VH1 announced the renewal for a second season on July 15, 2013. Season two production began on January 31, 2014, and premiered on May 26, 2014. The season featured a whodunit story involving Olivia's murder, and LaRosa was inspired by the 1980s "Who shot J.R.?" storyline on Dallas to shoot multiple resolutions so that even the cast would not know the identity of the killer until the episode aired. Teasing the reveal in the season two finale, LaRosa said, "It's definitely someone you've come to know. It's a name at the top of the credits and I can tell you that you will be shocked ... the reveal gives me chills every single time".

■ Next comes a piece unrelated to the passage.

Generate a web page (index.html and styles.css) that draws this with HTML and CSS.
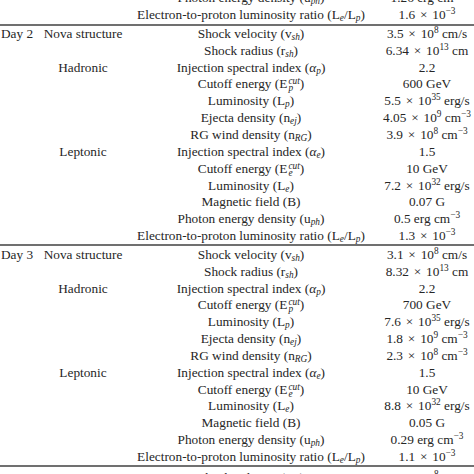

On July 29, 2014, VH1 announced the third season renewal of Hit the Floor. The 10-episode new season premiered on January 18, 2016 and ended on March 28, 2016. In April 2016, VH1 greenlit an hour-long summer special to resolve the cliffhangers raised in the third season finale. The special aired on September 5, 2016.

On April 27, 2017, it was announced that the series would move to BET for its future seasons. In October 2017, BET announced that Cain, Elise, Freeman, Bailess, O'Keefe, and Antonello would be returning to the series, and series creator James LaRosa confirmed that Paige and Senn would not be returning for season four. Teyana Taylor was cast in an undisclosed role in October, and four new regular cast members were announced in November 2017: Tiffany Hines as "mystery woman" Eve, Cort King as rookie player Pax, Kyndall as new dancer Jamie, and Kristian Kordula as reporter Noah. Production began in November 2017, and the series' eight-episode fourth season premiered on July 10, 2018.

LaRosa said in August 2018 that he had already planned out a potential fifth season. However, BET canceled the series on December 7, 2018.